Ahora que leo la noticia del préstamo por parte de Carmen Thyssen de su colección de arte andaluz al museo de Sevilla, pienso en un artículo de Muñoz Molina que surqué en un pasado distante y que también versaba sobre cuadros y museos. En aquella esquina de periódico, Muñoz Molina daba cuenta de un prodigio: cómo una vez, durante un seminario que había impartido o padecido en Florencia, tuvo ocasión de asistir a los Uffizi en una solitaria tarde de noviembre, y cómo en algún momento, en ese interregno dudoso en que se rinden los últimos turistas y los celadores aún no se deciden a echar las cancelas, se habían quedado a solas, cara a cara, él y la Venus de Botticelli, mirándose a los ojos como dos novios adolescentes, disfrutando de una intimidad que ningún burdel les podría haber granjeado. Ah, cómo he envidiado yo siempre este recuerdo de Muñoz Molina, cómo me habría gustado haber sido su propietario y guardarlo en ese modesto rincón donde también quedan rastros del primer beso y del desengaño que me hizo adulto. Pero no: como el del resto de mortales, mi encuentro con la Venus de Botticelli tuvo mucho más de prostibulario; en medio de la procesión de visitantes, apenas se me permitió echar un vistazo a la desnudez de la joven antes de perderla en la sucesión de imágenes, de paisajes, santos y alegorías que recargaban las paredes igual que un altar. A diferencia del coqueteo con el que distinguió al escritor jiennense, a mí Venus se limitó a despedirme con una mirada abstraída, tendente hacia el aparato de aire acondicionado que, a pesar de las fatigas de agosto, se negaba a refrigerar la galería. Con propiedad podía argüir el autor de Beltenebros que para paladear la pintura en toda su sustancia es precisa la soledad, y que el de Botticelli constituía uno de los pocos cuadros que estaba seguro de haber masticado a conciencia en el decurso de su vida.
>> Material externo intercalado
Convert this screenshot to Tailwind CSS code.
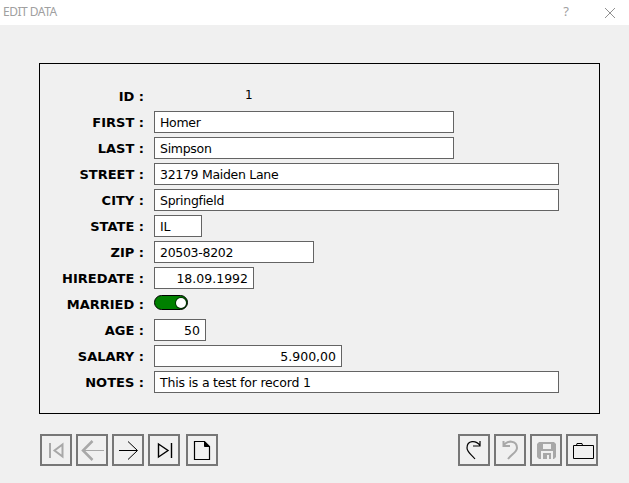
<!DOCTYPE html>
<html lang="en">
  <head>
    <meta charset="utf-8" />
    <title>Edit Data</title>
    <script src="https://cdn.jsdelivr.net/npm/@tailwindcss/browser@4"></script>
  </head>
  <body class="w-[629px] h-[483px] overflow-hidden bg-[#f0f0f0] text-black font-['DejaVu_Sans',sans-serif] text-[13px]">
    <header class="h-[25px] bg-white flex items-center pl-[3px] pb-[2px] text-[#a0a0a0] text-[12px] font-['Noto_Sans',sans-serif]">
      <span class="tracking-[-0.5px]">EDIT DATA</span>
      <span class="ml-auto mr-[36px] text-[13px]">?</span>
      <svg class="mr-[14px] mt-[2px]" width="10" height="10" viewBox="0 0 10 10" fill="none" stroke="#909090"><path d="M0 0L10 10M10 0L0 10" /></svg>
    </header>

    <main class="ml-[39px] mt-[38px] w-[561px] h-[351px] border border-black pt-[21px]">
      <div class="grid grid-cols-[104px_1fr] gap-x-[10px] gap-y-[4px] auto-rows-[22px] items-center">
        <label class="pt-[2px] text-right font-bold">ID :</label>
        <div class="pl-[91px] pb-[3px] text-[12px]">1</div>

        <label class="pt-[2px] text-right font-bold">FIRST :</label>
        <div class="w-[300px] h-[22px] bg-white border border-[#646464] px-[5px] leading-[22px] text-[12.5px] tracking-[-0.3px]">Homer</div>

        <label class="pt-[2px] text-right font-bold">LAST :</label>
        <div class="w-[300px] h-[22px] bg-white border border-[#646464] px-[5px] leading-[22px] text-[12.5px] tracking-[-0.3px]">Simpson</div>

        <label class="pt-[2px] text-right font-bold">STREET :</label>
        <div class="w-[405px] h-[22px] bg-white border border-[#646464] px-[5px] leading-[22px] text-[12.5px] tracking-[-0.3px]">32179 Maiden Lane</div>

        <label class="pt-[2px] text-right font-bold">CITY :</label>
        <div class="w-[405px] h-[22px] bg-white border border-[#646464] px-[5px] leading-[22px] text-[12.5px] tracking-[-0.3px]">Springfield</div>

        <label class="pt-[2px] text-right font-bold">STATE :</label>
        <div class="w-[48px] h-[22px] bg-white border border-[#646464] px-[5px] leading-[22px] text-[12.5px] tracking-[-0.3px]">IL</div>

        <label class="pt-[2px] text-right font-bold">ZIP :</label>
        <div class="w-[160px] h-[22px] bg-white border border-[#646464] px-[5px] leading-[22px] text-[12.5px] tracking-[-0.3px]">20503-8202</div>

        <label class="pt-[2px] text-right font-bold">HIREDATE :</label>
        <div class="w-[100px] h-[22px] bg-white border border-[#646464] px-[5px] leading-[22px] text-[12.5px] text-right">18.09.1992</div>

        <label class="pt-[2px] text-right font-bold">MARRIED :</label>
        <div class="w-[34px] h-[15px] mb-[3px] rounded-full bg-[#008000] border border-black flex items-center justify-end pr-[1px]">
          <span class="w-[10px] h-[10px] rounded-full bg-white ring-1 ring-black/60"></span>
        </div>

        <label class="pt-[2px] text-right font-bold">AGE :</label>
        <div class="w-[52px] h-[22px] bg-white border border-[#646464] px-[5px] leading-[22px] text-[12.5px] text-right">50</div>

        <label class="pt-[2px] text-right font-bold">SALARY :</label>
        <div class="w-[188px] h-[22px] bg-white border border-[#646464] px-[5px] leading-[22px] text-[12.5px] text-right">5.900,00</div>

        <label class="pt-[2px] text-right font-bold">NOTES :</label>
        <div class="w-[405px] h-[22px] bg-white border border-[#646464] px-[5px] leading-[22px] text-[12.5px] tracking-[-0.2px]">This is a test for record 1</div>
      </div>
    </main>

    <footer class="ml-[40px] mt-[20px] w-[558px] flex">
      <div class="flex gap-[4px]">
        <button class="w-[32px] h-[32px] border-2 border-[#777777] flex items-center justify-center">
          <svg width="20" height="21" viewBox="0 0 20 21" fill="none" stroke="#a8a8a8" stroke-width="2"><path d="M4 3V18M16.5 4.5V16.5L8.5 10.5Z" /></svg>
        </button>
        <button class="w-[32px] h-[32px] border-2 border-[#777777] flex items-center justify-center">
          <svg width="24" height="21" viewBox="0 0 24 21" fill="none" stroke="#a8a8a8"><path d="M4 10.5H24" /><path d="M12.5 1L3 10.5L12.5 20" stroke-width="2.5" /></svg>
        </button>
        <button class="w-[32px] h-[32px] border-2 border-[#777777] flex items-center justify-center">
          <svg width="24" height="21" viewBox="0 0 24 21" fill="none" stroke="#000"><path d="M3 10.5H21M12 1.5L21.5 10.5L12 19.5" /></svg>
        </button>
        <button class="w-[32px] h-[32px] border-2 border-[#777777] flex items-center justify-center">
          <svg width="20" height="21" viewBox="0 0 20 21" fill="none" stroke="#000" stroke-width="1.4"><path d="M4.5 4V17L14 10.5ZM17.5 3V18" /></svg>
        </button>
        <button class="ml-[2px] w-[32px] h-[32px] border-2 border-[#777777] flex items-center justify-center">
          <svg width="18" height="22" viewBox="0 0 18 22" fill="none" stroke="#000"><path d="M1.5 2.5H11.5L16.5 7.5V20.5H1.5Z" stroke-width="1.2" /><path d="M11.5 2.5V7.5H16.5" fill="#000" /></svg>
        </button>
      </div>
      <div class="ml-auto flex gap-[4px]">
        <button class="w-[32px] h-[32px] border-2 border-[#777777] flex items-center justify-center">
          <svg width="22" height="22" viewBox="0 0 22 22" fill="none" stroke="#000" stroke-width="1.2"><path d="M17 6.5C13 1 4 1 4 9C4 13 8 15 12 20M17 2V7H10" /></svg>
        </button>
        <button class="w-[32px] h-[32px] border-2 border-[#777777] flex items-center justify-center">
          <svg width="22" height="22" viewBox="0 0 22 22" fill="none" stroke="#a8a8a8" stroke-width="2"><path d="M4.5 6.5C8 1 18 1 18 9C18 13 13 15 9 20M4.5 2V7H11" /></svg>
        </button>
        <button class="w-[32px] h-[32px] border-2 border-[#777777] flex items-center justify-center">
          <svg width="20" height="20" viewBox="0 0 20 20"><path fill="#a8a8a8" d="M3 2H18L20 4V17L18 19H3L1 17V4Z" /><path fill="#f0f0f0" d="M7 4H15V9H7ZM5 11H17V19H15V13H7V19H5ZM11 15H13V19H11Z" /></svg>
        </button>
        <button class="w-[32px] h-[32px] border-2 border-[#777777] flex items-center justify-center">
          <svg width="24" height="18" viewBox="0 0 24 18" fill="none" stroke="#000"><path d="M3.5 4.5H23.5V17.5H3.5ZM6.5 4.5L7 2.5H12L12.5 4.5" /></svg>
        </button>
      </div>
    </footer>
  </body>
</html>
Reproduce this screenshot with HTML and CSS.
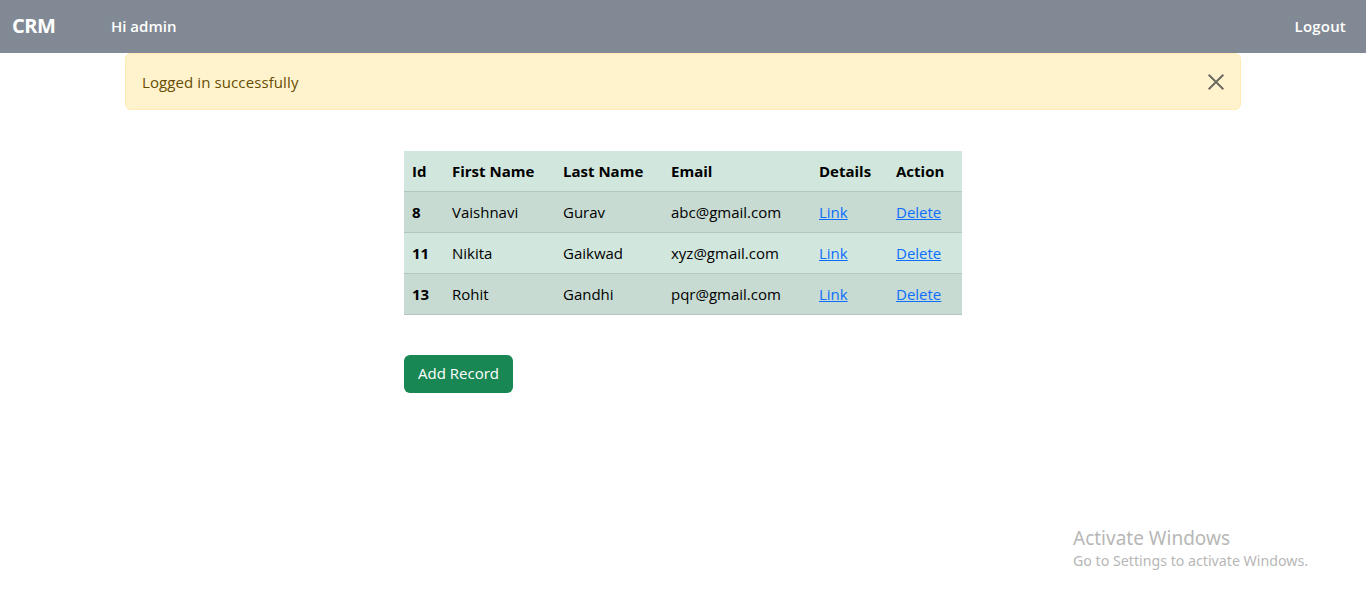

Probablemente cuando acuda a la exposición de Carmen Thyssen a contemplar esos lienzos del otro Bécquer o de Romero de Torres me acompañen las estrecheces de los empujones y me sienta como quien se tiende junto a su novia en el proscenio de un teatro, víctima de enjambres y enjambres de ojos desconocidos. Por eso comprendo a la gente mucho menos numerosa que la semana pasada acudía al hotel Alfonso XIII, a pujar por esos cuadros falsificados que representaban Van Goghs de pacotilla y hermanos bastardos de Degas y Gauguin (el impresionismo era el equipo que habría triunfado en una hipotética competición). Ciertos puristas criticaron aquel simpático mercadillo de sucedáneos y postizos, y hasta hubo quien abandonó indignado el hotel, con la excusa de que se estaba sometiendo al arte a un ultraje sin límites: bobadas. Yo sé qué es lo que atraía hasta aquella sala a los amantes del óleo y las perspectivas, lo que les hacía apreciar las figuras y contornos de aquellos plagios con pasaportes acreditados. Es la misma sensación que me sugiere detenerme frente a las postales que cuelgan de mi habitación mientras escribo estas líneas, a pesar de saber perfectamente que sólo son cartón y tinta y que una distancia imposible las separa de los originales a los que prestan eco: mi pared a salvo de intrusos, la intimidad, la puerta cerrada, como una palabra que se pronuncia en voz baja y el extraño de al lado no puede compartir.